The threadbare nature of public opinion is well illustrated by public taste. Consider the “reality” programming that captured the American public's fancy. That amounts to a parade of boorish billionaires, beautiful young people who were willing to sell themselves for a big pile of bucks and ordinary people who were encouraged to stab each in the back for a financial prize. How inspiring.
Take the sickening, long-running “reality”
show “Cops,” which invites tasteless Americans to leer and jeer at even more tasteless Americans in their trailer parks. “I come home and grabbed me a couple beers and then me and her got into it,” is an example of the show’s lyric dialogue.
"On the day that the defense rested in the military trial of Specialist Charles A. Graner Jr. for the abuses at Abu Ghraib, American television news had a much better story to tell: ‘The Trouble With Harry,’ as Brian Williams called it on NBC,” noted Frank Rich in the New York Times. “The British prince had attended a fancy dress costume party in Wiltshire (theme: ‘native and colonial’) wearing a uniform from Rommel's Afrika Korps complete with swastika armband.”
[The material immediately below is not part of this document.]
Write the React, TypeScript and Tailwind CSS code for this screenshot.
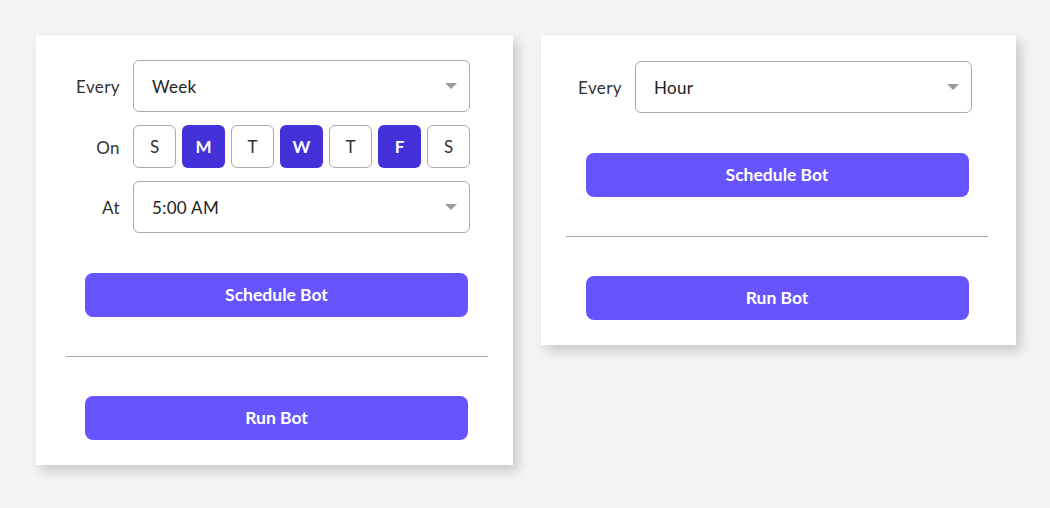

“(I)f you stood back for just a second and thought about what was happening in that courtroom in Fort Hood, Texas. — a task that could be accomplished only by reading newspapers, which provided the detailed coverage network TV didn't even attempt — you had to wonder if we had any more moral sense than Britain's widely reviled ‘clown prince.’
“The lad had apparently managed to reach the age of 20 in blissful ignorance about World War II. Yet here we were in America, in the midst of a war that is going on right now, choosing to look the other way rather than confront the evil committed in our name in a prison we ‘liberated’ from Saddam Hussein in Iraq."
In other words, in terms of American public opinion, posing in a fascist outfit is a terrible thing, while actually practicing fascist torture may not be so bad at all.
It's not so much that many members of the public are stupid as that they're willfully ignorant, which is worse. You can’t help it if you're stupid, but you can help it if you’re ignorant. And if you celebrate your ignorance, as much of the public does, then you're both insufferable and dangerous.
Why dangerous? Because even when public opinion is invalid, it’s still powerful. In 1930s Germany, public opinion supported Hitler. In this country, public opinion once supported slavery and genocide of the Indians.
In 1633, the Inquisition condemned Galileo Galilei for daring to contend that the Earth moves around the Sun. Public opinion, church authority and the power of the state were united in insisting that the Sun revolves around the Earth.
And yet the Earth took no notice of majority opinion, and went on blithely whirling around the Sun, just as it always had. How very elitist of the planet.